I gape at you across the room, your brown eyes glued to the plasma TV. Some stupid reality show is on; a fist fight erupts on the screen and you giggle to yourself. These shows have always enticed you, claiming that the twisted lives on TV make you feel better about your own. I know how upset you are, 28 years old and still patiently waiting for that ring on your finger.

You probably don't know that I'm watching you. As far as you're concerned, I'm lounging on the other couch and typing on my laptop. But I'm not. I'm watching you closely, taking guesses as to when you'll get up to grab a root beer.

I have always loved you. I love you every time you have read your tattered copy of Catcher in the Rye, I love you during scary movies when you hide behind a pillow, and I love you whenever you fire back a witty remark after I have playfully teased you. I don't think I will ever stop loving you. Actually, I'm positive I will never stop loving you.

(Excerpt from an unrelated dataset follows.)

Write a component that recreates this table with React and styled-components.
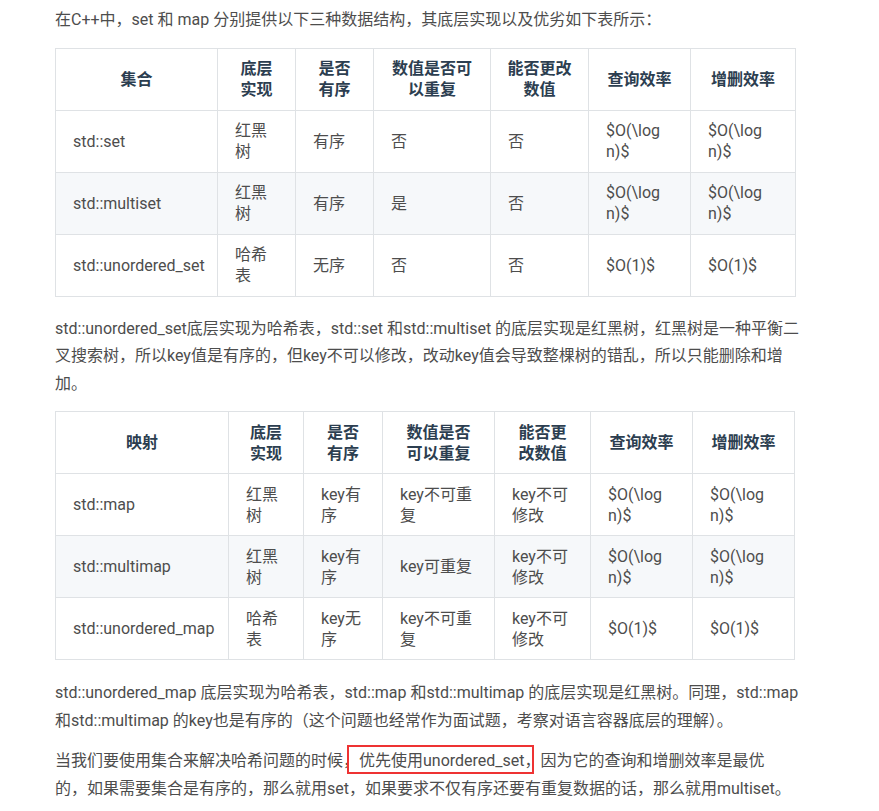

Suddenly you turn to me and catch my stare. "What are you looking at?"

I shrug. "You."

You smirk and return to the TV. I wonder how much longer I have to watch you, how many minutes are left before the show abruptly comes to an end. But even though the credits roll, the characters are still left with their problems. I might think these reality shows are a waste of a good time block, but sometimes I find myself relating to them.

"Hey, baby."

Those two words, three simple syllables, tempt you to spin around and flash a smile. The whole room brightens. But you are not looking at me, because I am not the one who has spoken those words.

Your boyfriend, my best friend since the third grade, strolls into the living room with a bouquet of purple roses. In his other hand, he holds a small velvet box behind his back, keeping it out of your sight for just a few seconds longer. I knew he was going to do this, I knew my time was running out.

I should probably leave the room, but I can't. The reality show has ended and I want to watch the credits. In the corner of my eye, I see my best friend on one knee and I see tears in your dark eyes. A preview for next week's episode appears on the TV, promising new fights, but the same troubles.

Lowering the volume, I turn my body and find the two of you hugging. A new diamond ring is on your finger, as you softly touch his cheek. In your other hand, you tightly clutch the bouquet of purple roses.

Even though your favorite color is red.